- [Exercise objective]: Gather every line from the entries below that includes "image".

>> BEGIN Material provided

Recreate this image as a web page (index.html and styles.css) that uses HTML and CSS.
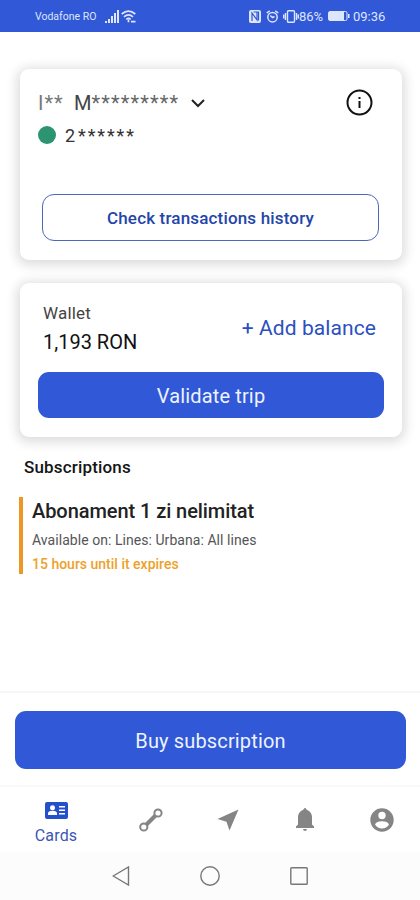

>> END Material provided
>> BEGIN Material provided

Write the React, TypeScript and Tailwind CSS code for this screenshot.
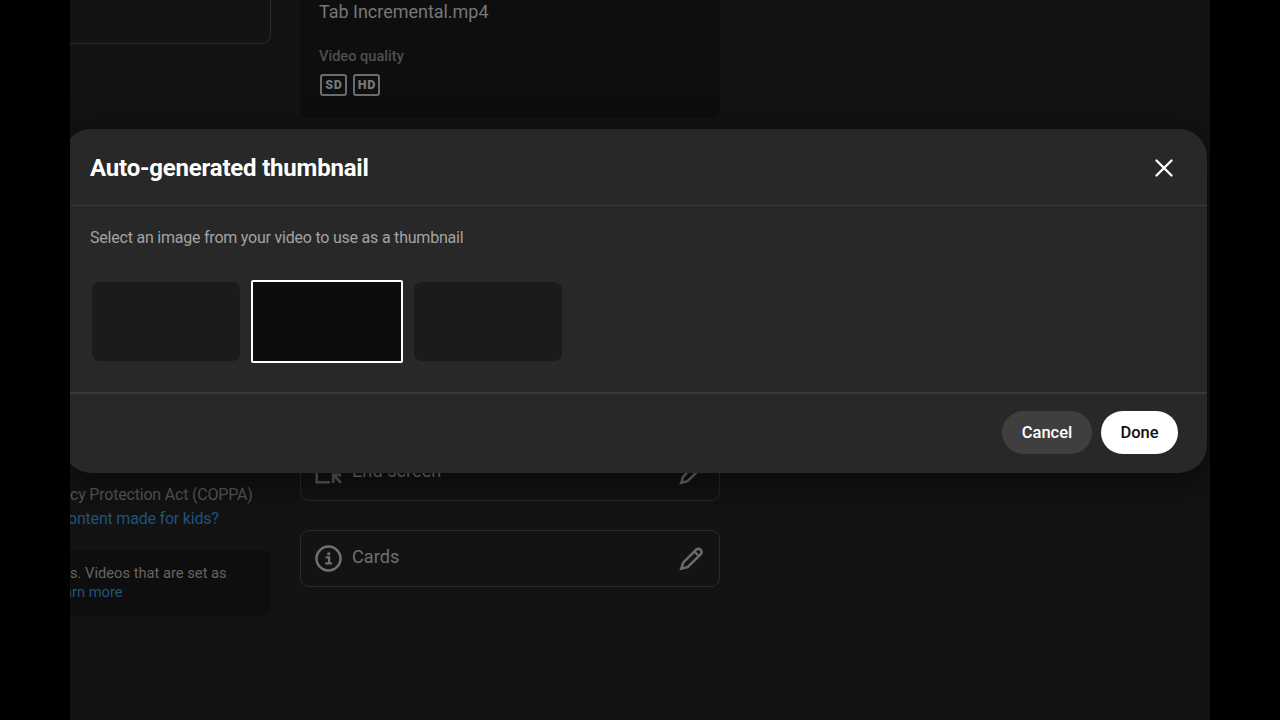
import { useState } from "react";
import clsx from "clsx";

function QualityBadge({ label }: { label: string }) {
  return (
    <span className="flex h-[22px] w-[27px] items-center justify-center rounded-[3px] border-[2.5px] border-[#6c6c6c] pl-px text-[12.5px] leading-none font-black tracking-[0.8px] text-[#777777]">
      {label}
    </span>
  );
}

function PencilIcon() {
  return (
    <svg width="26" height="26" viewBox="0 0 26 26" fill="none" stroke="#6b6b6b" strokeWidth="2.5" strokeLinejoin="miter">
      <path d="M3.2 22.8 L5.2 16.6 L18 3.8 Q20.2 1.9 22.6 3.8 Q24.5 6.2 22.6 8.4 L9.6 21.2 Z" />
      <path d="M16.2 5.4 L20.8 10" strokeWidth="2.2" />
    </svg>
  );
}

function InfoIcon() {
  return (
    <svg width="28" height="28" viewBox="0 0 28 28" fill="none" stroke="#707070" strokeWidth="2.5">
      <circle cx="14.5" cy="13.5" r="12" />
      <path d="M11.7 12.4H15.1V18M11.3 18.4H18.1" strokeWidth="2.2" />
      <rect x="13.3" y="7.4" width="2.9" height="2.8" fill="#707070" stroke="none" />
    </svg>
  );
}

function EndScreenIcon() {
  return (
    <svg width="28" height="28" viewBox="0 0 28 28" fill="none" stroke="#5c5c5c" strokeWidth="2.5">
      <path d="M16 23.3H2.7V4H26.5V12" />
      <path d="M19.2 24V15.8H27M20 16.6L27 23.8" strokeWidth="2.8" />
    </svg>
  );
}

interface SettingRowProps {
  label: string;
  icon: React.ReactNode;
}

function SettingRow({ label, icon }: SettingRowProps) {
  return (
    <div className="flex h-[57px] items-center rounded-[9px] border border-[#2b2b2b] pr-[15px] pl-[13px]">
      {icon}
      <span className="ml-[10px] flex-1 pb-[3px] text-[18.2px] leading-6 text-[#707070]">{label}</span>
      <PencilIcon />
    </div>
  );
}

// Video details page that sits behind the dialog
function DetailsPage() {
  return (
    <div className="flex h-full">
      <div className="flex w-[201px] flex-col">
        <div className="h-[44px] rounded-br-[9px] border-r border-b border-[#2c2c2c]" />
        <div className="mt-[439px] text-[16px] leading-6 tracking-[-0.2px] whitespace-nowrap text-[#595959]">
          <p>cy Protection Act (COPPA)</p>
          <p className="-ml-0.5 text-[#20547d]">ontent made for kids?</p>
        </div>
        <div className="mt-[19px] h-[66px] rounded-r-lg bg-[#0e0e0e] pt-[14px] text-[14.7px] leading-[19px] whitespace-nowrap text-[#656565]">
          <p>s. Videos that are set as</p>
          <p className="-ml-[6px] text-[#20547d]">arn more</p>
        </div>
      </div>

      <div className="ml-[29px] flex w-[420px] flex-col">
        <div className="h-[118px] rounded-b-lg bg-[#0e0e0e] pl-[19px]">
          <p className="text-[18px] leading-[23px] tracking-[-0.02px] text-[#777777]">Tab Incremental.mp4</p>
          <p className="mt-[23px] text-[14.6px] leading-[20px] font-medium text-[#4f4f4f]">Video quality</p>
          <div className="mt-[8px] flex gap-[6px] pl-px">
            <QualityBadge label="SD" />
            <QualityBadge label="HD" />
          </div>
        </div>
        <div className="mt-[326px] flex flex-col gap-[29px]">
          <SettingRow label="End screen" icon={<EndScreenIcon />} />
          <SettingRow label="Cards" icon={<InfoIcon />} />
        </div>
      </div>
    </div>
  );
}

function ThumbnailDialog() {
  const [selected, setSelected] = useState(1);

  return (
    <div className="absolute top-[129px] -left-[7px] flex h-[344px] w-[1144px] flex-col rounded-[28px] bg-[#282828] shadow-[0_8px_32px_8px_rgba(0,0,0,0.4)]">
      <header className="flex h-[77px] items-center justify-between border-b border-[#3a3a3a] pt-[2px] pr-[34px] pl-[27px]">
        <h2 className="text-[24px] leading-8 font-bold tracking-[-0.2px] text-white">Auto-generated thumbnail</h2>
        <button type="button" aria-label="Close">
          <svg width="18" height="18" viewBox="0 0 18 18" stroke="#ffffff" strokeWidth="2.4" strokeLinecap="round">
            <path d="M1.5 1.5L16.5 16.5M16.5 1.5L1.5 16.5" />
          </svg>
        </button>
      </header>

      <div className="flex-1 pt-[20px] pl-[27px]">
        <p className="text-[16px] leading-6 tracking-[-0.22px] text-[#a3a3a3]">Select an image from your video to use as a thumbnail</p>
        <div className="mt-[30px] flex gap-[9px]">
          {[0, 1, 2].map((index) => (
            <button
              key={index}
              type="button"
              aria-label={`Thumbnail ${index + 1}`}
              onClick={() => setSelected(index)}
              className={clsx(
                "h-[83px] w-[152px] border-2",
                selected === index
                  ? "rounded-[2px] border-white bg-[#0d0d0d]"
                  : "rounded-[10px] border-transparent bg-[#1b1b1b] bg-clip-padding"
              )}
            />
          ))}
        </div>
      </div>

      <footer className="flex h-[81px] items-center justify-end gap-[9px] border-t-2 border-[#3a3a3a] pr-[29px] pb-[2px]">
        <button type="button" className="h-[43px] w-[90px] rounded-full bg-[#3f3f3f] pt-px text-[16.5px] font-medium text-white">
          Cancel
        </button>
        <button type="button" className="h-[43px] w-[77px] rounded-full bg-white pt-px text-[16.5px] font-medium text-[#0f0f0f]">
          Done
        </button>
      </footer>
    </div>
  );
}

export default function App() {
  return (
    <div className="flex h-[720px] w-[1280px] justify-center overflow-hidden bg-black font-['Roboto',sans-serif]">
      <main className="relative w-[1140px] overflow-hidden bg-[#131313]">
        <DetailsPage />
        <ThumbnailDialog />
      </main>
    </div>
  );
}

>> END Material provided

- [Result of this task]:
Recreate this image as a web page (index.html and styles.css) that uses HTML and CSS.
        <p className="text-[16px] leading-6 tracking-[-0.22px] text-[#a3a3a3]">Select an image from your video to use as a thumbnail</p>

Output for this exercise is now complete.